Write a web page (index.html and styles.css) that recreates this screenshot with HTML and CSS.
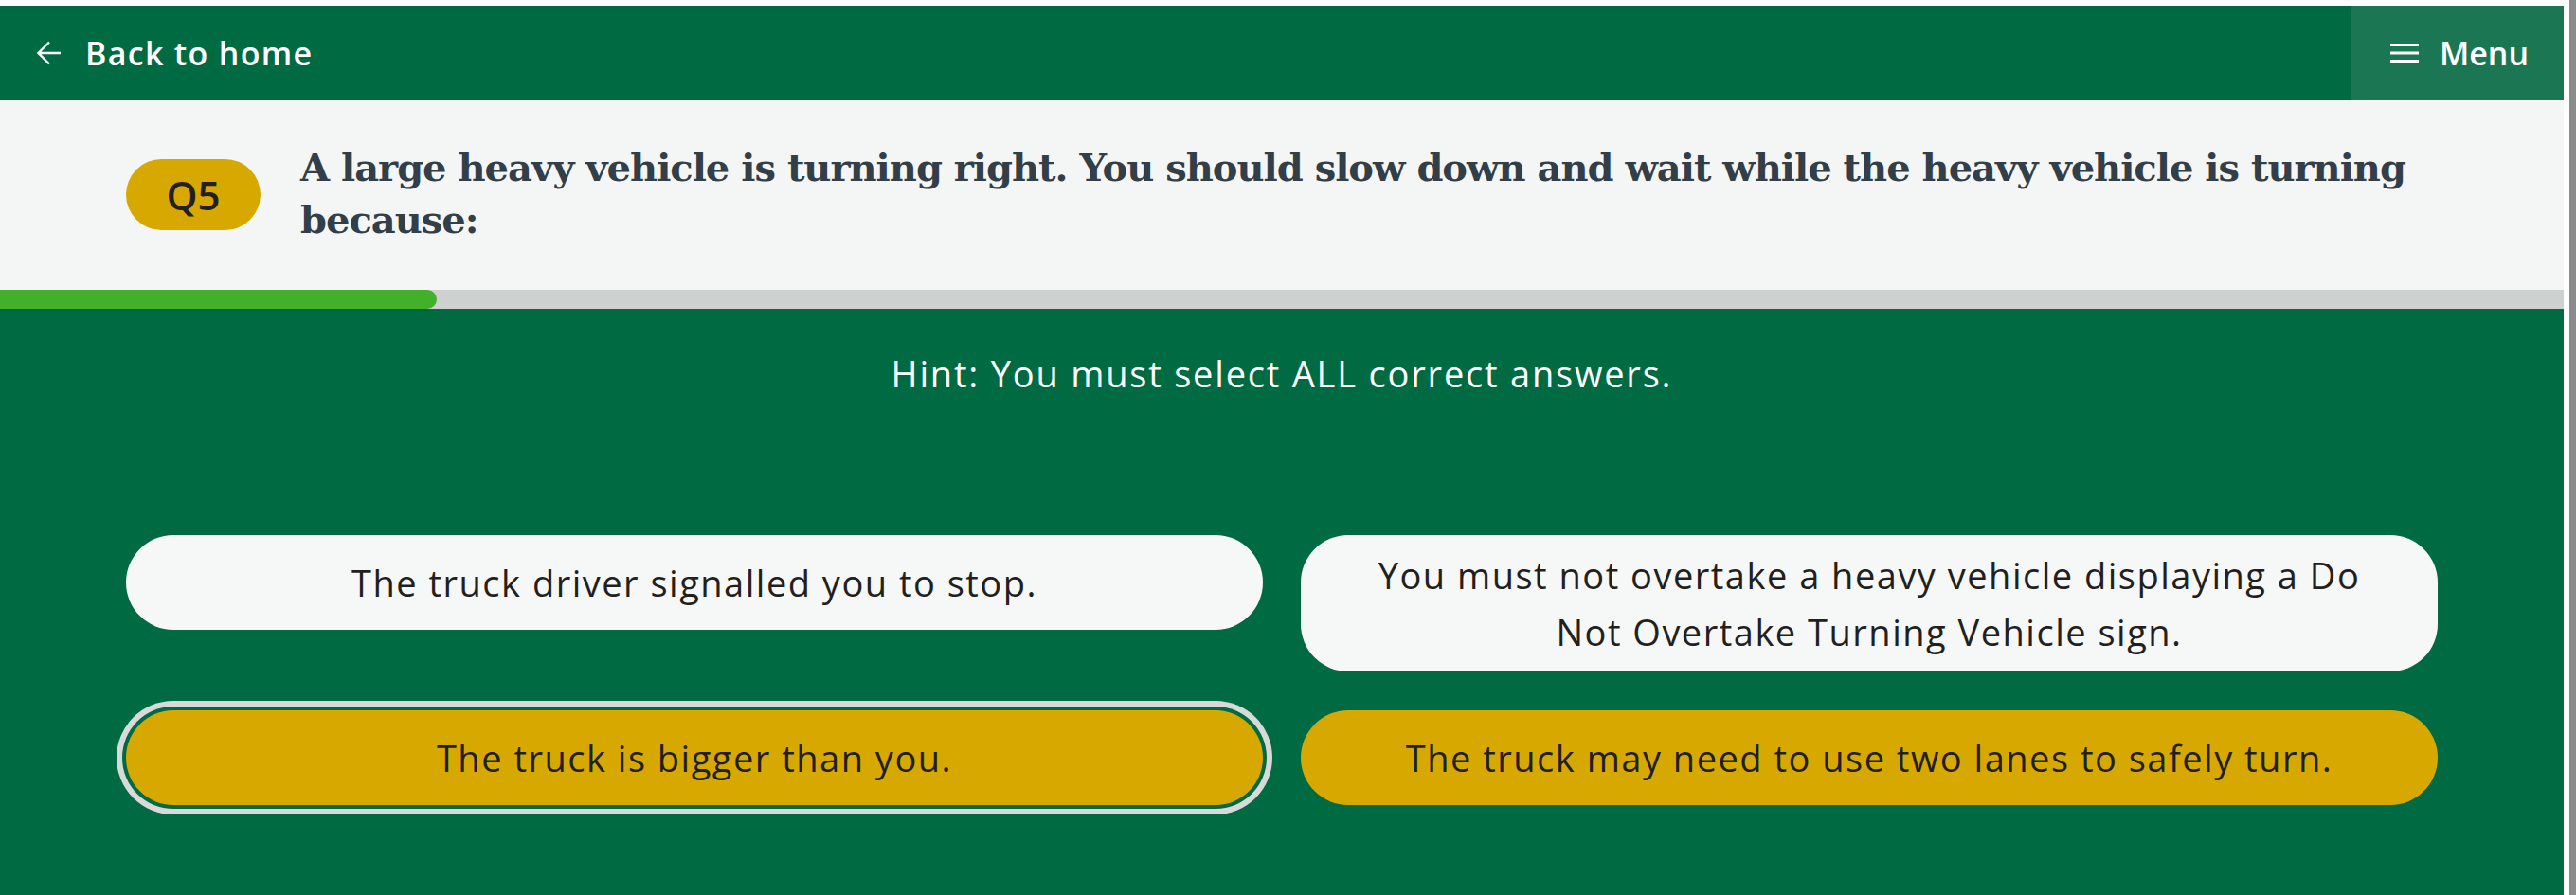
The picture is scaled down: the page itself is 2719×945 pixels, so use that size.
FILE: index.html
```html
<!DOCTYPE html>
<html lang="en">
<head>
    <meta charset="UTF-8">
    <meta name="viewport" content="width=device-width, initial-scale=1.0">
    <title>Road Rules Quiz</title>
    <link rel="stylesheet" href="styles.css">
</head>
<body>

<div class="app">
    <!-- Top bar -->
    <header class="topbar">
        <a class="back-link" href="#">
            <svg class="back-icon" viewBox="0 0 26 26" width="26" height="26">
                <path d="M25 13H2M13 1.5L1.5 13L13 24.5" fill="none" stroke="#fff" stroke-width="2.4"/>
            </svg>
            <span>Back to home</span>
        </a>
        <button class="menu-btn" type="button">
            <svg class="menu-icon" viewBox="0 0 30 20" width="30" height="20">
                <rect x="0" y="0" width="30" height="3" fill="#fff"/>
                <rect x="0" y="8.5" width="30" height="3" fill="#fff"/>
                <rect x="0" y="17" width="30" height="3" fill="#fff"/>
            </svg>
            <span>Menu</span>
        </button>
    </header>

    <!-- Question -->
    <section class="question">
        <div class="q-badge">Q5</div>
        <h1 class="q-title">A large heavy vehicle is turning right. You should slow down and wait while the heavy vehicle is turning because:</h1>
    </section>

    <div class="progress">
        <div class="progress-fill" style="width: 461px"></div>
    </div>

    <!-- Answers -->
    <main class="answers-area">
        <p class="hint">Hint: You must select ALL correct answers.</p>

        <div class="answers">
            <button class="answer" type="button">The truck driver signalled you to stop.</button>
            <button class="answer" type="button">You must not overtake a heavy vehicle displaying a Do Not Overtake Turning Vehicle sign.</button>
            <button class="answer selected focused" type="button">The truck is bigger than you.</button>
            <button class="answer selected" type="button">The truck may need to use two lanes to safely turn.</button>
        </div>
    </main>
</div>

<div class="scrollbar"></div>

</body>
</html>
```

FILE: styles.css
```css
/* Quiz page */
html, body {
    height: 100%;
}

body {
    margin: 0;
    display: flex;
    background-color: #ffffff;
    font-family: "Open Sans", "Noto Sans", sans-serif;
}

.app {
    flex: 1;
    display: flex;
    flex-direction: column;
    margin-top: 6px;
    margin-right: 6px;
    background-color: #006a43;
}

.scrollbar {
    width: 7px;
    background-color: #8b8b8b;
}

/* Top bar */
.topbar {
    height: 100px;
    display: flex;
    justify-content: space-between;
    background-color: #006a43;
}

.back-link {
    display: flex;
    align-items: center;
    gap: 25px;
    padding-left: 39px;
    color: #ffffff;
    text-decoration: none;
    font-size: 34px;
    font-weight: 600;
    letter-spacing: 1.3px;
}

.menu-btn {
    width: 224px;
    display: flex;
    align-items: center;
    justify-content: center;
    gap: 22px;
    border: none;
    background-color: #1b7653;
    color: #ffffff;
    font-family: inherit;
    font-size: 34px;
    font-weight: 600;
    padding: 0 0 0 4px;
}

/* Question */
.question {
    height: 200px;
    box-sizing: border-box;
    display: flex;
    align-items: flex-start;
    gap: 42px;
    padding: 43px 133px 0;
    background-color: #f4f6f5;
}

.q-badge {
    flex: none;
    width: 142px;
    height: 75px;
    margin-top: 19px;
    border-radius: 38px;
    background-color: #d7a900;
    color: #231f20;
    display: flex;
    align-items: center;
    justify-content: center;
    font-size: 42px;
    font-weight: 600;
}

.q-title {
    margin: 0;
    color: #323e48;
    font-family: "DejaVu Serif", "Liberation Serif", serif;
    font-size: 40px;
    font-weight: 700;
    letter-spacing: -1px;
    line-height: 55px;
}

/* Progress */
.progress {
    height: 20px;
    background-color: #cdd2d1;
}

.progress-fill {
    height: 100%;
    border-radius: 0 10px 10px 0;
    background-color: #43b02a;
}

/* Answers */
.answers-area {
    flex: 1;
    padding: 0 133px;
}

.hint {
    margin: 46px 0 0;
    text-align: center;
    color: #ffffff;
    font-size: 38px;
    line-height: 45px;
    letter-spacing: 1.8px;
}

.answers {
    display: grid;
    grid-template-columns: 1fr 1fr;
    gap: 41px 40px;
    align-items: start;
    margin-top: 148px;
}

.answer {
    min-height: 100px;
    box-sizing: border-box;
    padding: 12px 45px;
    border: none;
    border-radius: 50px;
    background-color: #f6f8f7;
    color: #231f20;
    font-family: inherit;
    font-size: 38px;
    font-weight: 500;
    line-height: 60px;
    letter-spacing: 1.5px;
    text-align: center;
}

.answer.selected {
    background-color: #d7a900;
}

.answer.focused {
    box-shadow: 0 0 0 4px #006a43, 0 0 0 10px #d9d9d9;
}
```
—————
▸ WHAT IS BEING ASKED: Write out the full set of lines verbatim, without the pictures.

▸ RESPONSE:
Write a web page (index.html and styles.css) that recreates this screenshot with HTML and CSS.
The picture is scaled down: the page itself is 2719×945 pixels, so use that size.
FILE: index.html
```html
<!DOCTYPE html>
<html lang="en">
<head>
    <meta charset="UTF-8">
    <meta name="viewport" content="width=device-width, initial-scale=1.0">
    <title>Road Rules Quiz</title>
    <link rel="stylesheet" href="styles.css">
</head>
<body>

<div class="app">
    <!-- Top bar -->
    <header class="topbar">
        <a class="back-link" href="#">
            <svg class="back-icon" viewBox="0 0 26 26" width="26" height="26">
                <path d="M25 13H2M13 1.5L1.5 13L13 24.5" fill="none" stroke="#fff" stroke-width="2.4"/>
            </svg>
            <span>Back to home</span>
        </a>
        <button class="menu-btn" type="button">
            <svg class="menu-icon" viewBox="0 0 30 20" width="30" height="20">
                <rect x="0" y="0" width="30" height="3" fill="#fff"/>
                <rect x="0" y="8.5" width="30" height="3" fill="#fff"/>
                <rect x="0" y="17" width="30" height="3" fill="#fff"/>
            </svg>
            <span>Menu</span>
        </button>
    </header>

    <!-- Question -->
    <section class="question">
        <div class="q-badge">Q5</div>
        <h1 class="q-title">A large heavy vehicle is turning right. You should slow down and wait while the heavy vehicle is turning because:</h1>
    </section>

    <div class="progress">
        <div class="progress-fill" style="width: 461px"></div>
    </div>

    <!-- Answers -->
    <main class="answers-area">
        <p class="hint">Hint: You must select ALL correct answers.</p>

        <div class="answers">
            <button class="answer" type="button">The truck driver signalled you to stop.</button>
            <button class="answer" type="button">You must not overtake a heavy vehicle displaying a Do Not Overtake Turning Vehicle sign.</button>
            <button class="answer selected focused" type="button">The truck is bigger than you.</button>
            <button class="answer selected" type="button">The truck may need to use two lanes to safely turn.</button>
        </div>
    </main>
</div>

<div class="scrollbar"></div>

</body>
</html>
```

FILE: styles.css
```css
/* Quiz page */
html, body {
    height: 100%;
}

body {
    margin: 0;
    display: flex;
    background-color: #ffffff;
    font-family: "Open Sans", "Noto Sans", sans-serif;
}

.app {
    flex: 1;
    display: flex;
    flex-direction: column;
    margin-top: 6px;
    margin-right: 6px;
    background-color: #006a43;
}

.scrollbar {
    width: 7px;
    background-color: #8b8b8b;
}

/* Top bar */
.topbar {
    height: 100px;
    display: flex;
    justify-content: space-between;
    background-color: #006a43;
}

.back-link {
    display: flex;
    align-items: center;
    gap: 25px;
    padding-left: 39px;
    color: #ffffff;
    text-decoration: none;
    font-size: 34px;
    font-weight: 600;
    letter-spacing: 1.3px;
}

.menu-btn {
    width: 224px;
    display: flex;
    align-items: center;
    justify-content: center;
    gap: 22px;
    border: none;
    background-color: #1b7653;
    color: #ffffff;
    font-family: inherit;
    font-size: 34px;
    font-weight: 600;
    padding: 0 0 0 4px;
}

/* Question */
.question {
    height: 200px;
    box-sizing: border-box;
    display: flex;
    align-items: flex-start;
    gap: 42px;
    padding: 43px 133px 0;
    background-color: #f4f6f5;
}

.q-badge {
    flex: none;
    width: 142px;
    height: 75px;
    margin-top: 19px;
    border-radius: 38px;
    background-color: #d7a900;
    color: #231f20;
    display: flex;
    align-items: center;
    justify-content: center;
    font-size: 42px;
    font-weight: 600;
}

.q-title {
    margin: 0;
    color: #323e48;
    font-family: "DejaVu Serif", "Liberation Serif", serif;
    font-size: 40px;
    font-weight: 700;
    letter-spacing: -1px;
    line-height: 55px;
}

/* Progress */
.progress {
    height: 20px;
    background-color: #cdd2d1;
}

.progress-fill {
    height: 100%;
    border-radius: 0 10px 10px 0;
    background-color: #43b02a;
}

/* Answers */
.answers-area {
    flex: 1;
    padding: 0 133px;
}

.hint {
    margin: 46px 0 0;
    text-align: center;
    color: #ffffff;
    font-size: 38px;
    line-height: 45px;
    letter-spacing: 1.8px;
}

.answers {
    display: grid;
    grid-template-columns: 1fr 1fr;
    gap: 41px 40px;
    align-items: start;
    margin-top: 148px;
}

.answer {
    min-height: 100px;
    box-sizing: border-box;
    padding: 12px 45px;
    border: none;
    border-radius: 50px;
    background-color: #f6f8f7;
    color: #231f20;
    font-family: inherit;
    font-size: 38px;
    font-weight: 500;
    line-height: 60px;
    letter-spacing: 1.5px;
    text-align: center;
}

.answer.selected {
    background-color: #d7a900;
}

.answer.focused {
    box-shadow: 0 0 0 4px #006a43, 0 0 0 10px #d9d9d9;
}
```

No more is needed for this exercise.